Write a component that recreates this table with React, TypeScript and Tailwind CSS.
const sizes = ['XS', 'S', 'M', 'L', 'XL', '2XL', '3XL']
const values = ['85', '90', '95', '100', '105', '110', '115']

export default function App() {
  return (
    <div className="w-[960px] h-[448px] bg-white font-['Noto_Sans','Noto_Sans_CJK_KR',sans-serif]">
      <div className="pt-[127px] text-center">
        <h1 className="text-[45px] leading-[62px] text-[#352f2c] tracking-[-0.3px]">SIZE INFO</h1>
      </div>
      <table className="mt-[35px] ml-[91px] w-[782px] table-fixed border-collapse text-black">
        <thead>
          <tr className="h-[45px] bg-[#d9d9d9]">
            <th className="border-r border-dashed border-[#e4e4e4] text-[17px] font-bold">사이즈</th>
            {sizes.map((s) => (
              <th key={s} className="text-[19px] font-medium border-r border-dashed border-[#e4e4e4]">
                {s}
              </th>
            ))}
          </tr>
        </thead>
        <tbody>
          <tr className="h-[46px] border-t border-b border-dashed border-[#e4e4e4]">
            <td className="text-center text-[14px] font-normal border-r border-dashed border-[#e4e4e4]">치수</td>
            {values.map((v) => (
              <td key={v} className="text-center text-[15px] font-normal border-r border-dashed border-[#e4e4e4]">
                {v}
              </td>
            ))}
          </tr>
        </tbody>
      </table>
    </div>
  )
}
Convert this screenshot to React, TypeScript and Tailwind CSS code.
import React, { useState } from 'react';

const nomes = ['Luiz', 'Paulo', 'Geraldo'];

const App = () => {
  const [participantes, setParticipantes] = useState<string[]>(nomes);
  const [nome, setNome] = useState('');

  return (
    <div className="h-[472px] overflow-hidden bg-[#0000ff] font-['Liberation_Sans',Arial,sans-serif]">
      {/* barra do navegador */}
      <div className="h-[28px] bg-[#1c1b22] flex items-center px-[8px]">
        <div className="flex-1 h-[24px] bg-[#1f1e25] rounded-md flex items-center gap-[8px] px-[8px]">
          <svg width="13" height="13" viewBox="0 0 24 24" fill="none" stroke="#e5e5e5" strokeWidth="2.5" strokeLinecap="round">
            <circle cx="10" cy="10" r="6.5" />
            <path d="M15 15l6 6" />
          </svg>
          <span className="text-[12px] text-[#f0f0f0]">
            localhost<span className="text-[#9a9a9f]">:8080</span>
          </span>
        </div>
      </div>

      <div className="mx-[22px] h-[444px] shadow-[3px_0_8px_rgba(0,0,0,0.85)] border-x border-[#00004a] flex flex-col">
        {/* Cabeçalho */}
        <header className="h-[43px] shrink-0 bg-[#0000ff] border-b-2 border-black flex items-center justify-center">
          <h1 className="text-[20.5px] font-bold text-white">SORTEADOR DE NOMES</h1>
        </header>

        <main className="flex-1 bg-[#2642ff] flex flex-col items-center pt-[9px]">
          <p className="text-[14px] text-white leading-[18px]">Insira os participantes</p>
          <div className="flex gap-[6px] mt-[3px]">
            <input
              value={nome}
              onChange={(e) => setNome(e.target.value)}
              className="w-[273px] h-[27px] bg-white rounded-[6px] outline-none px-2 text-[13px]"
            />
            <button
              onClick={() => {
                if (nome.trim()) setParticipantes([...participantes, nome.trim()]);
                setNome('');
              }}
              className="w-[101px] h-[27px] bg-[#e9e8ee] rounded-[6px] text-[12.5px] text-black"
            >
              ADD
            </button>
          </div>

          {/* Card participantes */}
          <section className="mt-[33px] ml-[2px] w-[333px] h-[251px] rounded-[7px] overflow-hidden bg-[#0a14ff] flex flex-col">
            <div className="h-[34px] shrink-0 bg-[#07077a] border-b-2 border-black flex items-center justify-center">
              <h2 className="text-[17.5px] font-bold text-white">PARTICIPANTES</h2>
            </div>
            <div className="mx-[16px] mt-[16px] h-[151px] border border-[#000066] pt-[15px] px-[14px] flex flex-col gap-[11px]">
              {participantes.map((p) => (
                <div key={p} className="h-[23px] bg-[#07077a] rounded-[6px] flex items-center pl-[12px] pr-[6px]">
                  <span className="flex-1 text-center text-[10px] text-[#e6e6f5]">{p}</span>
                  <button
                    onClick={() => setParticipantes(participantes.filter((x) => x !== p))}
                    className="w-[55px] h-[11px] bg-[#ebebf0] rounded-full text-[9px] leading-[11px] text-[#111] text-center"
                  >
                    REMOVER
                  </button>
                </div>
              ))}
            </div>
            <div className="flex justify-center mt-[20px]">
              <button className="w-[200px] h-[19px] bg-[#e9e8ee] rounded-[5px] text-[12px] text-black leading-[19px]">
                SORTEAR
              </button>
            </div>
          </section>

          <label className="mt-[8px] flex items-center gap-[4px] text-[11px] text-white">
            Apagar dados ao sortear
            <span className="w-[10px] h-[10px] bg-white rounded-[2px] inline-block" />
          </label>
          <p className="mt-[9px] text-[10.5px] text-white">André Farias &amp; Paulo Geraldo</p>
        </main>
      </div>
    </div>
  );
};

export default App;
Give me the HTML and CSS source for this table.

> **Instruction**:
The lines from the first of the entries through the line holding "const values = ['85', '90', '95', '100', '105', '110', '115']" are to be restated word for word, and no others.

> **Task answer**:
Write a component that recreates this table with React, TypeScript and Tailwind CSS.
const sizes = ['XS', 'S', 'M', 'L', 'XL', '2XL', '3XL']
const values = ['85', '90', '95', '100', '105', '110', '115']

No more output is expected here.